Short story: You can implement quite a mature and powerful monitoring even with a very small budget. Even large corporations are looking into cost effective solutions.
Today, I checked out the OP5 Monitor, which is a commecial but yet very attractive extension of Nagios. It has many bells and whistles, which are not part of the standard issue, mainly when it comes to reporting and configuration. It still took me a couple of hours to set it up the way I wanted. But man, the configuration is a walk in the park in comparison. After the first hit, there is almost no way back to plain vanilla Nagios.
I have used Nagios quite a lot in the past, but it is ugly (eh, the gui honestly looks like crap, but it for sure fulfills it’s purpose) and there is a horde of config files to keep track of.
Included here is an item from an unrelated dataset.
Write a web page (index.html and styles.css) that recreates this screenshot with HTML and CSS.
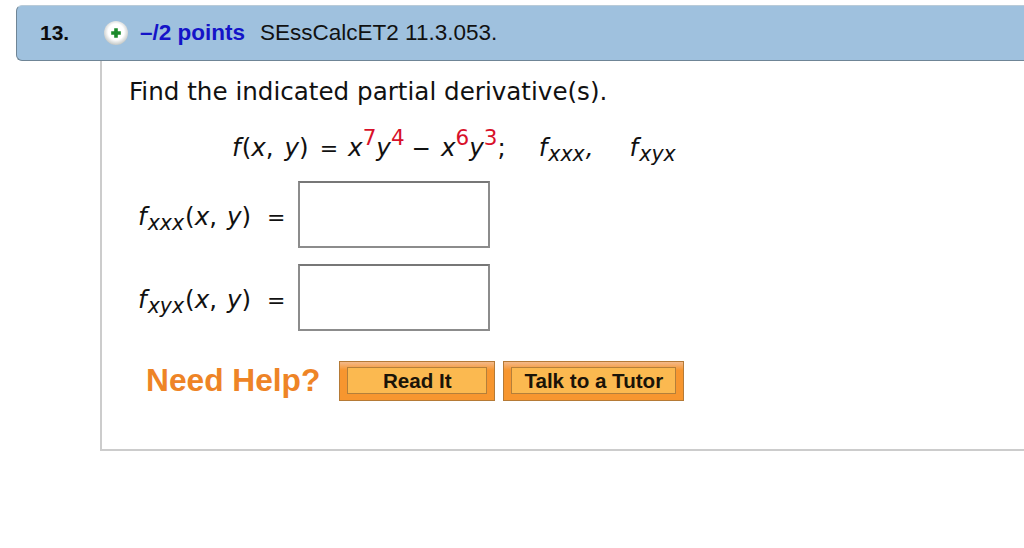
FILE: index.html
```html
<!DOCTYPE html>
<html lang="en">
<head>
<meta charset="utf-8">
<title>Question 13</title>
<link rel="stylesheet" href="styles.css">
</head>
<body>
<main class="question">
  <header class="bar">
    <span class="num">13.</span>
    <svg class="plus" width="26" height="26" viewBox="0 0 26 26" aria-hidden="true">
      <defs>
        <radialGradient id="disc" cx="50%" cy="45%" r="55%">
          <stop offset="0.6" stop-color="#ffffff"/>
          <stop offset="1" stop-color="#c4c8c6"/>
        </radialGradient>
      </defs>
      <circle cx="13" cy="13" r="12" fill="url(#disc)"/>
      <path d="M13 8.2v9.6M8.2 13h9.6" stroke="#1c8a2c" stroke-width="3.6" fill="none"/>
    </svg>
    <span class="points">–/2 points</span>
    <span class="code">SEssCalcET2 11.3.053.</span>
  </header>
  <section class="panel">
    <p class="prompt">Find the indicated partial derivative(s).</p>
    <p class="formula"><i>f</i><span class="args">(<i>x</i>, <i>y</i>)</span><span class="eq">=</span><i class="lead">x</i><sup>7</sup><i>y</i><sup>4</sup><span class="minus">−</span><i>x</i><sup>6</sup><i>y</i><sup>3</sup>;<span class="fn first"><i>f</i><sub>xxx</sub><i class="comma">,</i></span><span class="fn"><i>f</i><sub>xyx</sub></span></p>
    <div class="answer">
      <span class="label"><i>f</i><sub>xxx</sub><span class="args">(<i>x</i>, <i>y</i>)</span><span class="eq">=</span></span>
      <input class="box" type="text" aria-label="fxxx">
    </div>
    <div class="answer">
      <span class="label"><i>f</i><sub>xyx</sub><span class="args">(<i>x</i>, <i>y</i>)</span><span class="eq">=</span></span>
      <input class="box" type="text" aria-label="fxyx">
    </div>
    <div class="help">
      <span class="need">Need Help?</span>
      <button class="btn read" type="button"><span>Read It</span></button>
      <button class="btn talk" type="button"><span>Talk to a Tutor</span></button>
    </div>
  </section>
</main>
</body>
</html>
```
FILE: styles.css
```css
* { box-sizing: border-box; }
html, body { margin: 0; padding: 0; background: #fff; height: 100%; overflow: hidden; }
body { font-family: "DejaVu Sans", Verdana, sans-serif; color: #111; }
.question { padding: 5px 0 0 16px; }
.bar {
  display: flex;
  align-items: center;
  height: 56px;
  padding: 0 0 0 23px;
  background: #9fc1de;
  border: 1px solid #6f8596;
  border-right: 0;
  border-top-color: #b9cbd8;
  border-radius: 6px 0 0 6px;
  font-family: "Liberation Sans", Arial, sans-serif;
  font-size: 22.5px;
}
.num { font-weight: 700; font-size: 21px; width: 63px; color: #0c0c0c; }
.plus { margin-right: 11px; flex: none; }
.points { color: #1414c8; font-weight: 700; margin-right: 15px; }
.code { color: #111; }
.panel {
  margin-left: 84px;
  height: 390px;
  padding: 14px 0 0 27px;
  border-left: 2px solid #cccccc;
  border-bottom: 2px solid #cccccc;
}
.prompt { margin: 0; font-size: 24.6px; line-height: 34px; }
.formula {
  margin: 22px 0 0 103px;
  font-size: 24.6px;
  line-height: 34px;
  white-space: nowrap;
}
.args { word-spacing: 3px; padding: 0 1px; }
.eq { font-size: 22px; margin-left: 10px; margin-right: 10px; }
.minus { font-size: 23px; margin: 0 10px 0 7px; }
sup { color: #d8112a; font-size: 21.5px; line-height: 0; font-style: normal; vertical-align: 11px; }
sub { font-style: italic; font-size: 20.5px; line-height: 0; vertical-align: -5px; margin-left: 1px; }
.fn { margin-left: 36px; }
.fn.first { margin-left: 33px; }
.comma { margin-left: 1px; }
.answer { display: flex; align-items: center; height: 67px; margin-top: 16px; margin-left: 9px; }
.answer:first-of-type { margin-top: 15px; }
.label { display: block; width: 160px; margin-top: 4px; font-size: 24.6px; white-space: nowrap; }
.label .args { word-spacing: 2px; }
.label .eq { margin-left: 15px; margin-right: 0; }
.box { width: 192px; height: 67px; border: 2px solid #8c8c8c; border-top-color: #777; background: #fff; padding: 0; outline: 0; }
.help { display: flex; align-items: center; margin: 30px 0 0 17px; }
.need { font-family: "Liberation Sans", Arial, sans-serif; font-weight: 700; font-size: 31.7px; color: #ee8426; margin-right: 19px; margin-bottom: 2px; }
.btn {
  display: block;
  height: 40px;
  padding: 5px 7px 6px;
  background: linear-gradient(#f3b98a, #f7962f 22%, #f7962f 100%);
  border: 1px solid #b57a36;
  cursor: pointer;
}
.btn span {
  display: block;
  height: 100%;
  line-height: 26px;
  background: #fbb950;
  border: 1px solid #b47f3a;
  font-family: "Liberation Sans", Arial, sans-serif;
  font-weight: 700;
  font-size: 20.6px;
  color: #1a1408;
}
.read { width: 156px; margin-right: 8px; }
.talk { width: 181px; }
```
Well, being an old school Nagios hacker, I already know the basic concepts. Perhaps the ease of config of the OP5 Monitor software is easier for me than for many others, but I will put that aside. Here, I will just give you a quick glance on how easy it is to extend the Nagios NRPE (Nagios Remote Plugin Executor), so that the monitoring server (Nagios or OP5) can execute remote scripts on a host withot having to deal with weird home grown ssh scripts and keys.
First, I have to give you a short introduction to how Nagios checks a service. It is simple, really simple.
If you want to write your own check-script, you need to know what you want to check. A good example is to look for the presence of a file, e.g /tmp/foo.bar. Let us say, that your whole corporation is depending on knowing whether this file exists. A simple way to check this, is to write a script.
#!/bin/ksh
[ ! -f /tmp/foo.bar ] && echo "The file does not exist"
This will just echo a warning if the file does not exist.
If you would like for Nagios to understand this, you need to tell it just a little more; a return code.
#!/bin/ksh
if [ ! -f /tmp/foo.bar ]
then
msg="CRITICAL - The file does not exist"
rc=2
else
msg="OK - The file is here!"
rc=0
fi
echo $msg
return $rc
It is simple as that (plus that you have to go through the tedious job of configuring the chkcommand.cfg file and your Nagios services). With this you have a simple Nagios module.
To make this a NRPE module, which is remotely executed by the Nagios or OP5 server on the server of choice, you just have to put this script somewhere on your monitored server, e.g in /opt/plugins/check_myfile and setup the NRPE configuration.
remote host $> sudo chmod 755 /opt/plugins/check_myfile
remote host $> grep check_myfile /etc/nrpe.d/my_config.cfg
command[myfile]=/opt/plugins/check_myfile
remote host $> sudo /etc/init.d/nrpe restart
On the Nagios server, check that your script works (my remote host has the IP address 192.168.2.90):
OP5 $> /opt/plugins/check_nrpe -H 192.168.2.90 -c myfile
CRITICAL - The file does not exist
remote_host $> touch /tmp/foo.bar
OP5 $> /opt/plugins/check_nrpe -H 192.168.2.90 -c myfile
OK - The file is here!
That is basically it! Now, go ahead and configure a new nrpe service for a host in your OP5 environment, and put the work “myfile” in the “check_command_args” field, and you are done. Two minutes of work, and you save yourself tons of head ache.
DEBUG: The script has to send at least something to stdout, it doesn’t really matter what. Othervise you will get an error message from the server side check_nrpe script:
remote host $> grep echo
# echo $msg
OP5 $> /opt/plugins/check_nrpe -H 192.168.2.90 -c myfile
NRPE: Unable to read output